-- BEGIN --
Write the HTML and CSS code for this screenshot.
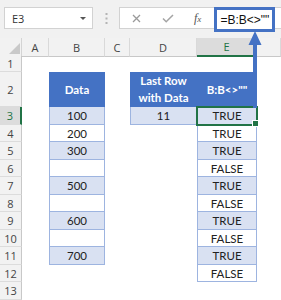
FILE: index.html
```html
<!doctype html>
<html lang="en">
	<head>
		<meta charset="utf-8">
		<title>B:B&lt;&gt;""</title>
		<link rel="stylesheet" href="styles.css">
	</head>
	<body>
	<!-- formula bar -->
	<div class="bar">
		<div class="namebox"><span>E3</span><span class="caret"></span></div>
		<div class="dots">
			<svg width="3" height="11" viewBox="0 0 3 11"><rect x="0.5" y="0" width="2" height="2" fill="#b4b4b4"/><rect x="0.5" y="4.5" width="2" height="2" fill="#b4b4b4"/><rect x="0.5" y="9" width="2" height="2" fill="#b4b4b4"/></svg>
		</div>
		<div class="fbox">
			<svg class="ico-x" width="9" height="9" viewBox="0 0 9 9"><path d="M1 1L8 8M8 1L1 8" stroke="#9a9a9a" stroke-width="1.3" fill="none"/></svg>
			<svg class="ico-ok" width="12" height="9" viewBox="0 0 12 9"><path d="M1 4.5L4.2 7.8L11 1" stroke="#a4a4a4" stroke-width="1.5" fill="none"/></svg>
			<span class="fx">f<small>x</small></span>
			<div class="formula">=B:B&lt;&gt;""</div>
		</div>
	</div>

	<!-- sheet -->
	<div class="sheet">
		<div class="row hdr">
			<div class="corner"><svg width="22" height="18" viewBox="0 0 22 18"><path d="M9 16L20 5L20 16Z" fill="#c9c9c9"/></svg></div>
			<div class="ch">A</div>
			<div class="ch">B</div>
			<div class="ch">C</div>
			<div class="ch">D</div>
			<div class="ch on">E</div>
			<div class="ch"></div>
		</div>
		<div class="row h16">
			<div class="rh">1</div>
		</div>
		<div class="row h35">
			<div class="rh">2</div><div></div>
			<div class="t th">Data</div><div></div>
			<div class="t th">Last Row<br>with Data</div>
			<div class="t th">B:B&lt;&gt;""</div>
		</div>
		<div class="row h18">
			<div class="rh on">3</div><div></div>
			<div class="t b">100</div><div></div>
			<div class="t b">11</div>
			<div class="t b sel">TRUE</div>
		</div>
		<div class="row h17">
			<div class="rh">4</div><div></div>
			<div class="t">200</div><div></div><div></div>
			<div class="t">TRUE</div>
		</div>
		<div class="row h18">
			<div class="rh">5</div><div></div>
			<div class="t b">300</div><div></div><div></div>
			<div class="t b">TRUE</div>
		</div>
		<div class="row h17">
			<div class="rh">6</div><div></div>
			<div class="t"></div><div></div><div></div>
			<div class="t">FALSE</div>
		</div>
		<div class="row h18">
			<div class="rh">7</div><div></div>
			<div class="t b">500</div><div></div><div></div>
			<div class="t b">TRUE</div>
		</div>
		<div class="row h17">
			<div class="rh">8</div><div></div>
			<div class="t"></div><div></div><div></div>
			<div class="t">FALSE</div>
		</div>
		<div class="row h18">
			<div class="rh">9</div><div></div>
			<div class="t b">600</div><div></div><div></div>
			<div class="t b">TRUE</div>
		</div>
		<div class="row h17">
			<div class="rh">10</div><div></div>
			<div class="t"></div><div></div><div></div>
			<div class="t">FALSE</div>
		</div>
		<div class="row h18">
			<div class="rh">11</div><div></div>
			<div class="t b">700</div><div></div><div></div>
			<div class="t b">TRUE</div>
		</div>
		<div class="row h17">
			<div class="rh">12</div><div></div>
			<div></div><div></div><div></div>
			<div class="t">FALSE</div>
		</div>
		<div class="row h18">
			<div class="rh">13</div>
		</div>
	</div>

	<!-- arrow from formula to E3 -->
	<svg class="arrow" width="14" height="78" viewBox="0 0 14 78"><path d="M7 0L13.5 14L9 14L9 77L5 77L5 14L0.5 14Z" fill="#4472c4"/></svg>
	</body>
</html>
```

FILE: styles.css
```css
*{margin: 0;padding: 0;box-sizing: border-box;}
body{
	position: relative;
	width: 281px;
	height: 300px;
	overflow: hidden;
	background: #fff;
	font-family: "Open Sans", "Noto Sans", sans-serif;
}

/* formula bar */
.bar{
	display: flex;
	align-items: flex-start;
	height: 38px;
	padding: 7px 0 0 4px;
	background: #f1f1f1;
}
.namebox{
	display: flex;
	align-items: center;
	justify-content: space-between;
	width: 89px;
	height: 22px;
	padding: 0 6px 0 7px;
	background: #fff;
	border: 1px solid #d2d2d2;
	font-size: 11px;
	color: #333;
}
.caret{
	border-left: 3px solid transparent;
	border-right: 3px solid transparent;
	border-top: 3px solid #555;
}
.dots{
	display: flex;
	align-items: center;
	justify-content: center;
	width: 26px;
	height: 22px;
}
.fbox{
	display: flex;
	align-items: center;
	flex: 1;
	height: 22px;
	padding-left: 12px;
	background: #fff;
	border: 1px solid #d2d2d2;
	border-right: 0;
}
.ico-ok{margin-left: 21px;}
.fx{
	margin-left: 20px;
	font-family: "Liberation Serif", serif;
	font-style: italic;
	font-size: 12px;
	color: #555;
}
.fx small{font-size: 9px;}
.formula{
	display: flex;
	align-items: center;
	justify-content: center;
	align-self: flex-start;
	width: 61px;
	height: 25px;
	margin: -1px 0 0 13px;
	border: 3px solid #4472c4;
	font-family: "Liberation Sans", sans-serif;
	font-size: 12px;
	color: #111;
	background: #fff;
}

/* grid */
.row{
	display: grid;
	grid-template-columns: 22px 27px 56px 25px 67px 60px 1fr;
}
.h16{height: 16px;}
.h17{height: 17px;}
.h18{height: 18px;}
.h35{height: 35px;}

.hdr{height: 18px;background: #f2f2f2;}
.corner{border-right: 1px solid #d4d4d4;border-bottom: 1px solid #c8c8c8;}
.corner svg{display: block;}
.ch{
	display: flex;
	align-items: center;
	justify-content: center;
	border-right: 1px solid #d9d9d9;
	border-bottom: 1px solid #c8c8c8;
	font-size: 11px;
	color: #444;
}
.ch.on{
	background: #dcdcdc;
	border-bottom: 2px solid #217346;
	color: #217346;
}
.rh{
	display: flex;
	align-items: center;
	justify-content: center;
	background: #f2f2f2;
	border-right: 1px solid #c8c8c8;
	border-bottom: 1px solid #dcdcdc;
	font-size: 11px;
	color: #444;
}
.rh.on{
	background: #dcdcdc;
	border-right: 2px solid #217346;
	color: #217346;
}

/* tables */
.t{
	display: flex;
	align-items: center;
	justify-content: center;
	border: 1px solid #9db4e0;
	border-top: 0;
	font-family: Lato, "Liberation Sans", sans-serif;
	font-size: 11.5px;
	color: #222;
	background: #fff;
}
.t.b{background: #d9e1f2;}
.t.th{
	background: #4472c4;
	border-color: #4472c4;
	color: #fff;
	font-weight: bold;
	line-height: 17px;
	text-align: center;
}
.sel{
	position: relative;
	outline: 2px solid #217346;
	outline-offset: -1px;
}
.sel:after{
	content: "";
	position: absolute;
	right: -3px;
	bottom: -3px;
	width: 5px;
	height: 5px;
	background: #217346;
	border: 1px solid #fff;
}

.arrow{
	position: absolute;
	left: 248px;
	top: 31px;
}
```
-- END --
- What you should do -
Pictures in the data above should not be copied; transcribe everything else exactly.

- Finished task -
Write the HTML and CSS code for this screenshot.
FILE: index.html
```html
<!doctype html>
<html lang="en">
	<head>
		<meta charset="utf-8">
		<title>B:B&lt;&gt;""</title>
		<link rel="stylesheet" href="styles.css">
	</head>
	<body>
	<!-- formula bar -->
	<div class="bar">
		<div class="namebox"><span>E3</span><span class="caret"></span></div>
		<div class="dots">
			<svg width="3" height="11" viewBox="0 0 3 11"><rect x="0.5" y="0" width="2" height="2" fill="#b4b4b4"/><rect x="0.5" y="4.5" width="2" height="2" fill="#b4b4b4"/><rect x="0.5" y="9" width="2" height="2" fill="#b4b4b4"/></svg>
		</div>
		<div class="fbox">
			<svg class="ico-x" width="9" height="9" viewBox="0 0 9 9"><path d="M1 1L8 8M8 1L1 8" stroke="#9a9a9a" stroke-width="1.3" fill="none"/></svg>
			<svg class="ico-ok" width="12" height="9" viewBox="0 0 12 9"><path d="M1 4.5L4.2 7.8L11 1" stroke="#a4a4a4" stroke-width="1.5" fill="none"/></svg>
			<span class="fx">f<small>x</small></span>
			<div class="formula">=B:B&lt;&gt;""</div>
		</div>
	</div>

	<!-- sheet -->
	<div class="sheet">
		<div class="row hdr">
			<div class="corner"><svg width="22" height="18" viewBox="0 0 22 18"><path d="M9 16L20 5L20 16Z" fill="#c9c9c9"/></svg></div>
			<div class="ch">A</div>
			<div class="ch">B</div>
			<div class="ch">C</div>
			<div class="ch">D</div>
			<div class="ch on">E</div>
			<div class="ch"></div>
		</div>
		<div class="row h16">
			<div class="rh">1</div>
		</div>
		<div class="row h35">
			<div class="rh">2</div><div></div>
			<div class="t th">Data</div><div></div>
			<div class="t th">Last Row<br>with Data</div>
			<div class="t th">B:B&lt;&gt;""</div>
		</div>
		<div class="row h18">
			<div class="rh on">3</div><div></div>
			<div class="t b">100</div><div></div>
			<div class="t b">11</div>
			<div class="t b sel">TRUE</div>
		</div>
		<div class="row h17">
			<div class="rh">4</div><div></div>
			<div class="t">200</div><div></div><div></div>
			<div class="t">TRUE</div>
		</div>
		<div class="row h18">
			<div class="rh">5</div><div></div>
			<div class="t b">300</div><div></div><div></div>
			<div class="t b">TRUE</div>
		</div>
		<div class="row h17">
			<div class="rh">6</div><div></div>
			<div class="t"></div><div></div><div></div>
			<div class="t">FALSE</div>
		</div>
		<div class="row h18">
			<div class="rh">7</div><div></div>
			<div class="t b">500</div><div></div><div></div>
			<div class="t b">TRUE</div>
		</div>
		<div class="row h17">
			<div class="rh">8</div><div></div>
			<div class="t"></div><div></div><div></div>
			<div class="t">FALSE</div>
		</div>
		<div class="row h18">
			<div class="rh">9</div><div></div>
			<div class="t b">600</div><div></div><div></div>
			<div class="t b">TRUE</div>
		</div>
		<div class="row h17">
			<div class="rh">10</div><div></div>
			<div class="t"></div><div></div><div></div>
			<div class="t">FALSE</div>
		</div>
		<div class="row h18">
			<div class="rh">11</div><div></div>
			<div class="t b">700</div><div></div><div></div>
			<div class="t b">TRUE</div>
		</div>
		<div class="row h17">
			<div class="rh">12</div><div></div>
			<div></div><div></div><div></div>
			<div class="t">FALSE</div>
		</div>
		<div class="row h18">
			<div class="rh">13</div>
		</div>
	</div>

	<!-- arrow from formula to E3 -->
	<svg class="arrow" width="14" height="78" viewBox="0 0 14 78"><path d="M7 0L13.5 14L9 14L9 77L5 77L5 14L0.5 14Z" fill="#4472c4"/></svg>
	</body>
</html>
```

FILE: styles.css
```css
*{margin: 0;padding: 0;box-sizing: border-box;}
body{
	position: relative;
	width: 281px;
	height: 300px;
	overflow: hidden;
	background: #fff;
	font-family: "Open Sans", "Noto Sans", sans-serif;
}

/* formula bar */
.bar{
	display: flex;
	align-items: flex-start;
	height: 38px;
	padding: 7px 0 0 4px;
	background: #f1f1f1;
}
.namebox{
	display: flex;
	align-items: center;
	justify-content: space-between;
	width: 89px;
	height: 22px;
	padding: 0 6px 0 7px;
	background: #fff;
	border: 1px solid #d2d2d2;
	font-size: 11px;
	color: #333;
}
.caret{
	border-left: 3px solid transparent;
	border-right: 3px solid transparent;
	border-top: 3px solid #555;
}
.dots{
	display: flex;
	align-items: center;
	justify-content: center;
	width: 26px;
	height: 22px;
}
.fbox{
	display: flex;
	align-items: center;
	flex: 1;
	height: 22px;
	padding-left: 12px;
	background: #fff;
	border: 1px solid #d2d2d2;
	border-right: 0;
}
.ico-ok{margin-left: 21px;}
.fx{
	margin-left: 20px;
	font-family: "Liberation Serif", serif;
	font-style: italic;
	font-size: 12px;
	color: #555;
}
.fx small{font-size: 9px;}
.formula{
	display: flex;
	align-items: center;
	justify-content: center;
	align-self: flex-start;
	width: 61px;
	height: 25px;
	margin: -1px 0 0 13px;
	border: 3px solid #4472c4;
	font-family: "Liberation Sans", sans-serif;
	font-size: 12px;
	color: #111;
	background: #fff;
}

/* grid */
.row{
	display: grid;
	grid-template-columns: 22px 27px 56px 25px 67px 60px 1fr;
}
.h16{height: 16px;}
.h17{height: 17px;}
.h18{height: 18px;}
.h35{height: 35px;}

.hdr{height: 18px;background: #f2f2f2;}
.corner{border-right: 1px solid #d4d4d4;border-bottom: 1px solid #c8c8c8;}
.corner svg{display: block;}
.ch{
	display: flex;
	align-items: center;
	justify-content: center;
	border-right: 1px solid #d9d9d9;
	border-bottom: 1px solid #c8c8c8;
	font-size: 11px;
	color: #444;
}
.ch.on{
	background: #dcdcdc;
	border-bottom: 2px solid #217346;
	color: #217346;
}
.rh{
	display: flex;
	align-items: center;
	justify-content: center;
	background: #f2f2f2;
	border-right: 1px solid #c8c8c8;
	border-bottom: 1px solid #dcdcdc;
	font-size: 11px;
	color: #444;
}
.rh.on{
	background: #dcdcdc;
	border-right: 2px solid #217346;
	color: #217346;
}

/* tables */
.t{
	display: flex;
	align-items: center;
	justify-content: center;
	border: 1px solid #9db4e0;
	border-top: 0;
	font-family: Lato, "Liberation Sans", sans-serif;
	font-size: 11.5px;
	color: #222;
	background: #fff;
}
.t.b{background: #d9e1f2;}
.t.th{
	background: #4472c4;
	border-color: #4472c4;
	color: #fff;
	font-weight: bold;
	line-height: 17px;
	text-align: center;
}
.sel{
	position: relative;
	outline: 2px solid #217346;
	outline-offset: -1px;
}
.sel:after{
	content: "";
	position: absolute;
	right: -3px;
	bottom: -3px;
	width: 5px;
	height: 5px;
	background: #217346;
	border: 1px solid #fff;
}

.arrow{
	position: absolute;
	left: 248px;
	top: 31px;
}
```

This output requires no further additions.